Soon Carter and Sadie discover that the gods of Ancient Egypt are waking, and the worst of them --Set-- has a frightening scheme. To save their father, they must embark on a dangerous journey -- a quest that brings them ever closer to the truth about their family and its links to the House of Life, a secret order that has existed since the time of the pharaohs.
Being part way through Percy Jackson and the Olympians series (by the same author) I was really looking forward to reading The Red Pyramid. The tale is narrated by the two main characters, Sadie and Carter Kane, generally in chunks of two chapters and although on occasion I forgot who's turn it was, it was easy enough to remember as each page is marked with who's talking. I really liked both characters and the idea of them hardly knowing each other but having a natural sibling bond allows the reader to get to know them throughout the book as they reconnect with each other.

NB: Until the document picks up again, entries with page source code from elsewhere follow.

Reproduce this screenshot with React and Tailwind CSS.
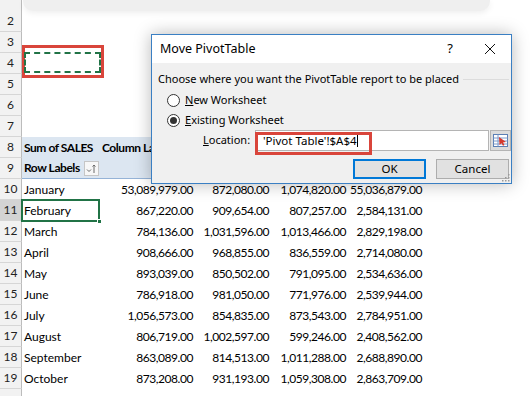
import React from 'react';

const data = [
  ['January', '53,089,979.00', '872,080.00', '1,074,820.00', '55,036,879.00'],
  ['February', '867,220.00', '909,654.00', '807,257.00', '2,584,131.00'],
  ['March', '784,136.00', '1,031,596.00', '1,013,466.00', '2,829,198.00'],
  ['April', '908,666.00', '968,855.00', '836,559.00', '2,714,080.00'],
  ['May', '893,039.00', '850,502.00', '791,095.00', '2,534,636.00'],
  ['June', '786,918.00', '981,050.00', '771,976.00', '2,539,944.00'],
  ['July', '1,056,573.00', '854,835.00', '873,543.00', '2,784,951.00'],
  ['August', '806,719.00', '1,002,597.00', '599,246.00', '2,408,562.00'],
  ['September', '863,089.00', '814,513.00', '1,011,288.00', '2,688,890.00'],
  ['October', '873,208.00', '931,193.00', '1,059,308.00', '2,863,709.00'],
];

function Row({ n, active, children, className = '' }) {
  return (
    <div className="flex h-[21px]">
      <div
        className={`w-[22px] shrink-0 flex items-center justify-center border-r border-b border-r-[#bcbcbc] border-b-[#d6d6d6] text-[12px] text-[#222] ${
          active ? 'bg-[#d3d3d3]' : 'bg-[#f2f2f2]'
        }`}
      >
        {n}
      </div>
      <div className={`flex items-center ${className}`}>{children}</div>
    </div>
  );
}

function Num({ w, children }) {
  return (
    <div className={`${w} text-right pr-[3px] tracking-[-0.45px] whitespace-nowrap`}>{children}</div>
  );
}

function Radio({ checked }) {
  return (
    <span className="w-[13px] h-[13px] rounded-full border border-[#333] bg-white flex items-center justify-center shrink-0">
      {checked && <span className="w-[7px] h-[7px] rounded-full bg-[#333]" />}
    </span>
  );
}

export default function App() {
  return (
    <div className="relative w-[530px] h-[396px] overflow-hidden bg-white font-['Lato',sans-serif] text-[12px] text-black">
      {/* row 1 strip, covered by the grey panel */}
      <div className="flex h-[11px]">
        <div className="w-[22px] shrink-0 bg-[#f2f2f2] border-r border-[#bcbcbc]" />
        <div className="ml-[1px] w-[467px] h-[11px] bg-[#efefef] rounded-b-[10px] shadow-[0_2px_6px_rgba(0,0,0,0.07)]" />
      </div>

      <Row n="2" />
      <Row n="3" />
      <Row n="4" />
      <Row n="5" />
      <Row n="6" />
      <Row n="7" />

      {/* pivot header rows */}
      <Row n="8" className="w-[403px] bg-[#dce6f1] font-bold tracking-[-0.45px]">
        <div className="w-[78px] pl-[2px] whitespace-nowrap">Sum of SALES</div>
        <div className="w-[96px] pl-[2px] whitespace-nowrap">Column Labels</div>
      </Row>
      <Row n="9" className="w-[403px] bg-[#dce6f1] border-b border-[#95b3d7] font-bold tracking-[-0.45px]">
        <div className="w-[78px] pl-[2px] flex items-center gap-[4px] whitespace-nowrap">
          Row Labels
          <span className="w-[15px] h-[15px] border border-[#c6c6c6] bg-[#f7f7f7] flex items-center justify-center">
            <svg width="11" height="11" viewBox="0 0 11 11" fill="none" stroke="#6b6b6b" strokeWidth="1">
              <path d="M1 6.5 L3 8.5 L5 6.5" />
              <path d="M8 10 V2 M6.5 3.5 L8 2 L9.5 3.5" />
            </svg>
          </span>
        </div>
      </Row>

      {data.map((r, i) => {
        const n = 10 + i;
        const sel = n === 11;
        return (
          <Row key={n} n={String(n)} active={sel}>
            <div className="relative w-[78px] pl-[2px] h-[21px] flex items-center">
              {r[0]}
              {sel && (
                <>
                  <span className="absolute left-[-1px] top-[-1px] w-[79px] h-[23px] border-2 border-[#217346]" />
                  <span className="absolute right-[-2px] bottom-[-3px] w-[5px] h-[5px] bg-[#217346] border border-white" />
                </>
              )}
            </div>
            <Num w="w-[96px]">{r[1]}</Num>
            <Num w="w-[76px]">{r[2]}</Num>
            <Num w="w-[77px]">{r[3]}</Num>
            <Num w="w-[76px]">{r[4]}</Num>
          </Row>
        );
      })}
      <Row n="" />

      {/* annotation around A4 with marching ants */}
      <div className="absolute left-[22px] top-[45px] w-[82px] h-[33px] border-[3px] border-[#d9453b]" />
      <div className="absolute left-[24px] top-[52px] w-[77px] h-[21px] border-2 border-dashed border-[#217346]" />

      {/* Move PivotTable dialog */}
      <div className="absolute left-[151px] top-[34px] w-[361px] h-[150px] border border-[#3a7fc3] bg-[#f0f0f0] shadow-[0_0_16px_rgba(0,0,0,0.28)] font-['Noto_Sans',sans-serif] text-[11px] text-black flex flex-col">
        <div className="h-[28px] bg-white flex items-center pl-[8px]">
          <span className="text-[12.5px]">Move PivotTable</span>
          <span className="ml-auto mr-[31px] text-[13px]">?</span>
          <svg width="12" height="12" viewBox="0 0 12 12" className="mr-[15px]" stroke="#111" strokeWidth="1">
            <path d="M1 1 L11 11 M11 1 L1 11" />
          </svg>
        </div>

        <div className="flex-1 flex flex-col relative">
          <div className="mt-[8px] h-[16px] pl-[6px] pr-[2px] flex items-center">
            <span className="whitespace-nowrap">Choose where you want the PivotTable report to be placed</span>
            <span className="flex-1 ml-[4px] h-px bg-[#dcdcdc]" />
          </div>

          <div className="mt-[3px] h-[20px] ml-[15px] flex items-center gap-[5px]">
            <Radio />
            <span><span className="underline">N</span>ew Worksheet</span>
          </div>
          <div className="h-[20px] ml-[15px] flex items-center gap-[5px]">
            <Radio checked />
            <span><span className="underline">E</span>xisting Worksheet</span>
          </div>

          <div className="h-[21px] ml-[51px] flex items-center">
            <span className="w-[52px]"><span className="underline">L</span>ocation:</span>
            <div className="relative w-[234px] h-[21px] bg-white border border-[#b4b4b4] flex items-center pl-[7px] text-[11.5px]">
              <span>'Pivot Table'!$A$4</span>
              <span className="w-px h-[13px] bg-black" />
              <span className="absolute left-[-1px] top-[1px] w-[117px] h-[23px] border-[3px] border-[#d9453b]" />
            </div>
            <div className="ml-px w-[21px] h-[21px] bg-[#dcdcdc] border border-[#b4b4b4] flex items-center justify-center">
              <svg width="15" height="13" viewBox="0 0 15 13">
                <rect x="0.5" y="0.5" width="14" height="12" fill="#ffffff" stroke="#5b7fb5" />
                <path d="M0.5 4 H14.5 M0.5 7 H14.5 M0.5 10 H14.5 M5 0.5 V12.5" stroke="#7c9acb" strokeWidth="1" />
                <path d="M6 3 L13 8 L10 8.5 L11.5 11 L10 11.8 L8.5 9.3 L6.5 11 Z" fill="#d43a2f" />
              </svg>
            </div>
          </div>

          <div className="mt-[8px] h-[20px] flex justify-end gap-[10px] pr-[2px]">
            <button className="w-[73px] h-[20px] bg-[#e1e1e1] border-2 border-[#0078d7] flex items-center justify-center text-[11.5px]">OK</button>
            <button className="w-[73px] h-[20px] bg-[#e1e1e1] border border-[#adadad] flex items-center justify-center text-[11.5px]">Cancel</button>
          </div>

          <svg width="8" height="8" viewBox="0 0 8 8" className="absolute right-[1px] bottom-[1px]" fill="#9a9a9a">
            <rect x="6" y="0" width="1.5" height="1.5" />
            <rect x="3" y="3" width="1.5" height="1.5" />
            <rect x="6" y="3" width="1.5" height="1.5" />
            <rect x="0" y="6" width="1.5" height="1.5" />
            <rect x="3" y="6" width="1.5" height="1.5" />
            <rect x="6" y="6" width="1.5" height="1.5" />
          </svg>
        </div>
      </div>
    </div>
  );
}
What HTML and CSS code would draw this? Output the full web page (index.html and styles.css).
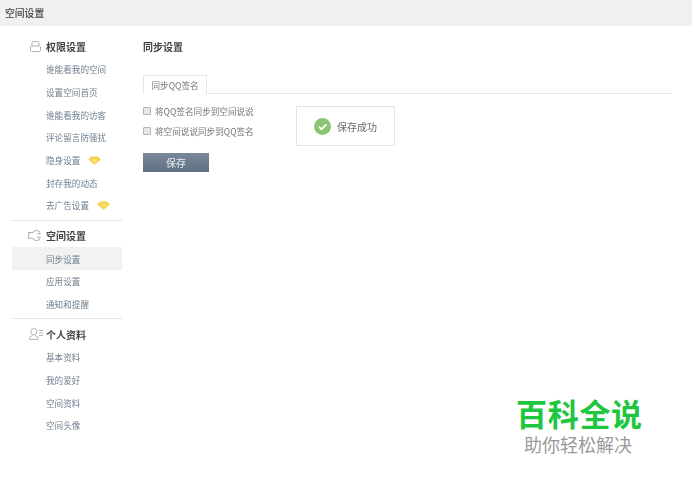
FILE: index.html
```html
<!DOCTYPE html>
<html lang="zh">
<head>
<meta charset="utf-8">
<title>空间设置</title>
<link rel="stylesheet" href="styles.css">
</head>
<body>
<header class="topbar">空间设置</header>
<div class="layout">
  <nav class="sidebar">
    <section class="group">
      <h3 class="group-title">
        <svg class="group-icon icon-lock" width="11" height="11" viewBox="0 0 11 11" fill="none" stroke="#b4b4b4" stroke-width="1"><path d="M2 5V1.6Q2 .5 3.1 .5H7.9Q9 .5 9 1.6V5"/><rect x=".5" y="5" width="10" height="5.5" rx="1"/></svg>
        权限设置
      </h3>
      <a class="item">谁能看我的空间</a>
      <a class="item">设置空间首页</a>
      <a class="item">谁能看我的访客</a>
      <a class="item">评论留言防骚扰</a>
      <a class="item">隐身设置<svg class="gem" width="13" height="9" viewBox="0 0 13 9"><path d="M3 .5H10L12.8 3.4 6.5 8.8 .2 3.4Z" fill="#f7d24a"/><path d="M3.5 3.4H9.5L6.5 6.4Z" fill="#fbe68f"/></svg></a>
      <a class="item">封存我的动态</a>
      <a class="item">去广告设置<svg class="gem" width="13" height="9" viewBox="0 0 13 9"><path d="M3 .5H10L12.8 3.4 6.5 8.8 .2 3.4Z" fill="#f7d24a"/><path d="M3.5 3.4H9.5L6.5 6.4Z" fill="#fbe68f"/></svg></a>
    </section>
    <section class="group">
      <h3 class="group-title">
        <svg class="group-icon icon-gear" width="13" height="11" viewBox="0 0 13 11" fill="none" stroke="#b4b4b4" stroke-width="1.1"><path d="M12 2.4Q10.8 .5 8.5 .5 7 .5 5.8 1.6L4.5 2.6H.6V8.2H4.5L5.8 9.4Q7 10.5 8.5 10.5 10.8 10.5 12 8.6"/><path d="M12.6 3.6H9.2M12.6 7.4H9.2"/></svg>
        空间设置
      </h3>
      <a class="item active">同步设置</a>
      <a class="item">应用设置</a>
      <a class="item">通知和提醒</a>
    </section>
    <section class="group">
      <h3 class="group-title">
        <svg class="group-icon icon-user" width="14" height="12" viewBox="0 0 14 12" fill="none" stroke="#b4b4b4" stroke-width="1"><circle cx="4.8" cy="3.6" r="3.1"/><path d="M3.4 6.6V7.6L.6 9.4V11.4H9V9.4L6.2 7.6V6.6"/><path d="M10 2.5H14M10 5H14M10 7.5H14"/></svg>
        个人资料
      </h3>
      <a class="item">基本资料</a>
      <a class="item">我的爱好</a>
      <a class="item">空间资料</a>
      <a class="item">空间头像</a>
    </section>
  </nav>
  <main class="content">
    <h2 class="page-title">同步设置</h2>
    <div class="tabs"><span class="tab">同步QQ签名</span></div>
    <div class="panel">
      <div class="options">
        <label class="option"><span class="check"></span>将QQ签名同步到空间说说</label>
        <label class="option"><span class="check"></span>将空间说说同步到QQ签名</label>
        <button class="save">保存</button>
      </div>
      <div class="toast">
        <svg width="17" height="17" viewBox="0 0 17 17"><circle cx="8.5" cy="8.5" r="8.5" fill="#8cc572"/><path d="M4.8 8.6 7.6 11.2 12.4 6.4" fill="none" stroke="#fff" stroke-width="1.8"/></svg>
        <span>保存成功</span>
      </div>
    </div>
  </main>
</div>
<div class="watermark">
  <div class="wm-title">百科全说</div>
  <div class="wm-sub">助你轻松解决</div>
</div>
</body>
</html>
```
FILE: styles.css
```css
* { box-sizing: border-box; }
html, body { margin: 0; height: 100%; }
body {
  position: relative;
  width: 692px;
  height: 489px;
  overflow: hidden;
  background: #fff;
  font-family: "Noto Sans CJK SC", "Liberation Sans", sans-serif;
  font-size: 8.6px;
  color: #6f7a85;
}
.topbar {
  height: 26px;
  padding-left: 5px;
  background: #f0f0f0;
  color: #444;
  font-size: 9.8px;
  font-weight: 500;
  line-height: 27px;
  filter: blur(0.3px);
}
.layout { display: flex; filter: blur(0.3px); }
.sidebar { width: 110px; margin-left: 12px; padding-top: 9px; flex: none; }
.group { padding-bottom: 3px; margin-bottom: 3.5px; border-bottom: 1px solid #e6e6e6; }
.group:last-child { border-bottom: 0; }
.group-title {
  position: relative;
  margin: 0;
  height: 23px;
  padding-left: 34px;
  color: #444;
  font-size: 10px;
  font-weight: 700;
  line-height: 23px;
}
.group-icon { position: absolute; }
.icon-lock { left: 18px; top: 6px; }
.icon-gear { left: 16px; top: 6px; }
.icon-user { left: 17px; top: 5px; }
.item {
  display: flex;
  align-items: center;
  height: 22.7px;
  padding-left: 34px;
  color: #6f7f8f;
}
.item.active { background: #f2f2f2; }
.gem { margin-left: 8px; }
.content { flex: 1; margin-left: 21px; margin-right: 21px; }
.page-title { margin: 14px 0 0; color: #444; font-size: 10px; font-weight: 700; line-height: 14px; }
.tabs { height: 19px; margin-top: 21px; border-bottom: 1px solid #e6e6e6; }
.tab {
  display: inline-block;
  height: 19px;
  padding: 0 7.5px;
  background: #fff;
  border: 1px solid #e6e6e6;
  border-bottom: 0;
  color: #777;
  line-height: 18px;
}
.panel { display: flex; padding-top: 7px; }
.options { width: 153px; }
.option {
  display: flex;
  align-items: center;
  height: 20px;
  color: #777;
}
.check {
  width: 8px;
  height: 8px;
  margin-right: 4px;
  background: #e8e8e8;
  border: 1px solid #b5b5b5;
  border-radius: 1px;
}
.save {
  display: block;
  width: 66px;
  height: 19px;
  margin-top: 12px;
  padding: 0;
  background: linear-gradient(#79899b, #5f7083);
  border: 0;
  color: #e8edf2;
  font: inherit;
  font-size: 10px;
}
.toast {
  display: flex;
  align-items: center;
  gap: 6px;
  width: 99px;
  height: 40px;
  margin-top: 5px;
  padding-left: 17px;
  background: #fff;
  border: 1px solid #e2e2e2;
  color: #6b6b6b;
  font-size: 10px;
}
.watermark {
  position: absolute;
  left: 516px;
  top: 398px;
  font-family: "Liberation Sans", "Noto Sans CJK SC", sans-serif;
}
.wm-title {
  color: #1fc63f;
  font-size: 31px;
  font-weight: 700;
  letter-spacing: 0.7px;
  line-height: 36px;
}
.wm-sub {
  margin: 1px 0 0 8px;
  color: #999;
  font-size: 18px;
  line-height: 22px;
}
```
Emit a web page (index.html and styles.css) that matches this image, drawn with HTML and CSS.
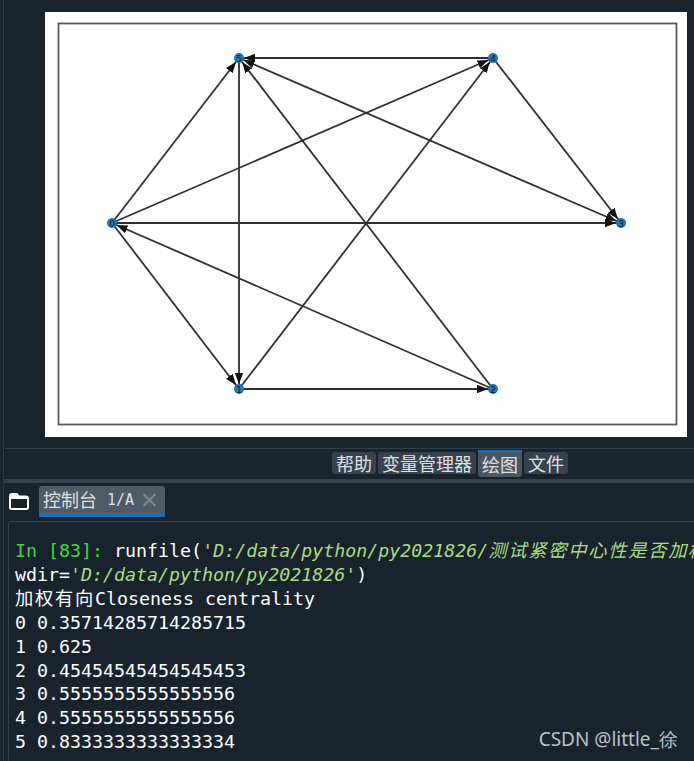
FILE: index.html
```html
<!DOCTYPE html>
<html lang="zh">
<head>
<meta charset="utf-8">
<title>Spyder</title>
<link rel="stylesheet" href="styles.css">
</head>
<body>
<div class="app">
  <div class="plot-pane">
    <div class="figure">
      <svg class="graph" width="642" height="425" viewBox="45 12 642 425" xmlns="http://www.w3.org/2000/svg">
        <defs>
          <marker id="ah" markerUnits="userSpaceOnUse" markerWidth="22" markerHeight="14" viewBox="0 -7 22 14" refX="16" refY="0" orient="auto">
            <path d="M0,-4.2 L11,0 L0,4.2 z" fill="#111"/>
          </marker>
          <marker id="ahs" markerUnits="userSpaceOnUse" markerWidth="22" markerHeight="14" viewBox="0 -7 22 14" refX="16" refY="0" orient="auto-start-reverse">
            <path d="M0,-4.2 L11,0 L0,4.2 z" fill="#111"/>
          </marker>
        </defs>
        <rect class="frame" x="58.5" y="23.5" width="618" height="401"/>
        <g class="edges">
          <line x1="493" y1="58" x2="239" y2="58" marker-end="url(#ah)"/>
          <line x1="112" y1="223" x2="239" y2="58" marker-end="url(#ah)"/>
          <line x1="112" y1="223" x2="493" y2="58" marker-end="url(#ah)"/>
          <line x1="112" y1="223" x2="621" y2="223" marker-end="url(#ah)"/>
          <line x1="493" y1="389" x2="112" y2="223" marker-end="url(#ah)"/>
          <line x1="112" y1="223" x2="239" y2="389" marker-end="url(#ah)"/>
          <line x1="239" y1="58" x2="239" y2="389" marker-end="url(#ah)"/>
          <line x1="239" y1="389" x2="493" y2="58" marker-end="url(#ah)"/>
          <line x1="239" y1="389" x2="493" y2="389" marker-end="url(#ah)"/>
          <line x1="493" y1="389" x2="239" y2="58" marker-end="url(#ah)"/>
          <line x1="621" y1="223" x2="239" y2="58" marker-start="url(#ahs)" marker-end="url(#ah)"/>
          <line x1="493" y1="58" x2="621" y2="223" marker-end="url(#ah)"/>
        </g>
        <g class="nodes">
          <circle cx="112" cy="223" r="5"/>
          <circle cx="239" cy="389" r="5"/>
          <circle cx="493" cy="389" r="5"/>
          <circle cx="621" cy="223" r="5"/>
          <circle cx="493" cy="58" r="5"/>
          <circle cx="239" cy="58" r="5"/>
        </g>
        <g class="labels">
          <text x="112" y="226.5">0</text>
          <text x="239" y="392.5">1</text>
          <text x="493" y="392.5">2</text>
          <text x="621" y="226.5">3</text>
          <text x="493" y="61.5">4</text>
          <text x="239" y="61.5">5</text>
        </g>
      </svg>
    </div>
  </div>

  <div class="pane-tabs">
    <div class="ptab">帮助</div>
    <div class="ptab">变量管理器</div>
    <div class="ptab active">绘图</div>
    <div class="ptab">文件</div>
  </div>

  <div class="sep-bar"></div>

  <div class="console-tabbar">
    <svg class="undock" width="20" height="17" viewBox="0 0 20 17" xmlns="http://www.w3.org/2000/svg">
      <path d="M1,3 Q1,1 3,1 L8,1 L9.5,3.5 L17,3.5 Q19,3.5 19,5.5 L19,14.5 Q19,16 17.5,16 L2.5,16 Q1,16 1,14.5 Z" fill="none" stroke="#ffffff" stroke-width="2"/>
      <rect x="1" y="2" width="8" height="3.5" fill="#ffffff"/>
      <rect x="1" y="3.5" width="18" height="2.5" fill="#ffffff"/>
    </svg>
    <div class="ctab">
      <span class="ctab-cjk">控制台</span><span class="ctab-id">1/A</span>
      <svg class="close" width="15" height="14" viewBox="0 0 15 14" xmlns="http://www.w3.org/2000/svg">
        <path d="M1.5,1 L13.5,13 M13.5,1 L1.5,13" stroke="#7d8791" stroke-width="2" fill="none"/>
      </svg>
    </div>
  </div>

  <div class="console-pane">
<pre class="console"><span class="prompt">In [83]:</span> runfile(<span class="str">'D:/data/python/py2021826/<span class="cjk">测试紧密中心性是否加权有向</span>.py'</span>,
wdir=<span class="str">'D:/data/python/py2021826'</span>)
<span class="cjk">加权有向</span>Closeness centrality
0 0.35714285714285715
1 0.625
2 0.45454545454545453
3 0.5555555555555556
4 0.5555555555555556
5 0.8333333333333334</pre>
  </div>

  <div class="watermark">CSDN @little_徐</div>
</div>
</body>
</html>
```

FILE: styles.css
```css
html, body {
  margin: 0;
  padding: 0;
  background: #19232d;
  overflow: hidden;
}

.app {
  position: relative;
  margin-left: 3px;
  border-left: 1px solid #2c3843;
  width: 690px;
  height: 761px;
  overflow: hidden;
}

/* ---- plot pane ---- */
.plot-pane {
  height: 436px;
  border-bottom: 1px solid #32414b;
  border-bottom-left-radius: 3px;
  padding: 12px 0 0 41px;
}

.figure {
  width: 642px;
  height: 425px;
  background: #ffffff;
}

.graph {
  display: block;
}

.frame {
  fill: none;
  stroke: #5a5a5a;
  stroke-width: 1.8;
}

.edges line {
  stroke: #303030;
  stroke-width: 1.8;
}

.nodes circle {
  fill: #1f77b4;
}

.labels text {
  font-family: "DejaVu Sans", sans-serif;
  font-size: 9px;
  fill: #0d1a26;
  text-anchor: middle;
}

/* ---- plugin tabs ---- */
.pane-tabs {
  height: 30px;
  box-sizing: border-box;
  padding: 3px 0 0 328px;
  display: flex;
  align-items: flex-start;
  gap: 2px;
}

.ptab {
  height: 22px;
  line-height: 22px;
  padding: 0 4px;
  background: #37414f;
  border-radius: 3px;
  color: #e0e1e3;
  font-family: "Noto Sans CJK SC", sans-serif;
  font-size: 18px;
}

.ptab.active {
  margin-top: -2px;
  height: 25px;
  line-height: 25px;
  border-top: 2px solid #1a72bb;
  border-radius: 0 0 3px 3px;
  background: #4b5663;
}

.sep-bar {
  height: 4px;
  background: #32414b;
}

/* ---- console tab bar ---- */
.console-tabbar {
  height: 38px;
  display: flex;
  align-items: flex-start;
  padding-left: 5px;
  gap: 10px;
}

.undock {
  margin-top: 10px;
  display: block;
}

.ctab {
  margin-top: 3px;
  width: 126px;
  height: 31px;
  box-sizing: border-box;
  border-bottom: 4px solid #1a6eb5;
  border-radius: 3px 3px 0 0;
  background: #4f5b67;
  display: flex;
  align-items: center;
  padding-left: 4px;
  color: #e0e1e3;
}

.ctab-cjk {
  font-family: "Noto Sans CJK SC", sans-serif;
  font-size: 18px;
  line-height: 27px;
}

.ctab-id {
  font-family: "DejaVu Sans Mono", monospace;
  font-size: 15px;
  margin-left: 10px;
}

.close {
  margin-left: 8px;
  display: block;
}

/* ---- console ---- */
.console-pane {
  margin-left: 4px;
  border-top: 1px solid #32414b;
  border-left: 1px solid #32414b;
  border-top-left-radius: 4px;
  height: 300px;
  padding: 16px 0 0 6px;
}

.console {
  margin: 0;
  font-family: "DejaVu Sans Mono", "Noto Sans CJK SC", monospace;
  font-size: 18.3px;
  line-height: 23.7px;
  color: #ffffff;
  white-space: pre;
  overflow: hidden;
}

.console .cjk {
  font-family: "Noto Sans CJK SC", sans-serif;
  letter-spacing: 1.7px;
}

.prompt {
  color: #3fd83f;
}

.str {
  color: #aadd80;
  font-style: italic;
}

.watermark {
  position: absolute;
  right: 16px;
  top: 729px;
  font-family: "Noto Sans", sans-serif;
  font-size: 19px;
  line-height: 20px;
  color: #bcc1c6;
  white-space: nowrap;
}
```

The story itself follows a similar style to the Percy Jackson books, with Sadie and Carter having a set time in which to reach their destination and complete their task, along the way running into various Gods, creatures and magicians who are trying to stop them. The main difference I found was that while I have a basic knowledge of Greek mythology (and so was able to second guess some of the Percy Jackson plots), I had no prior knowledge about Egyptian mythology before reading The Red Pyramid. It was fun to learn about it as I read the book as it made the story more than just an adventure. I have to admit I got a little confused with some of it at times, although I don't believe that was anything to do with the author or the writing. I think Egyptian mythology just is confusing - even the characters were confused at points!
The Red Pyramid is an exciting adventure story, combined with a fun way to find out about the Egyptians. a recommended read, especially if you're looking for a book for reluctant boy readers.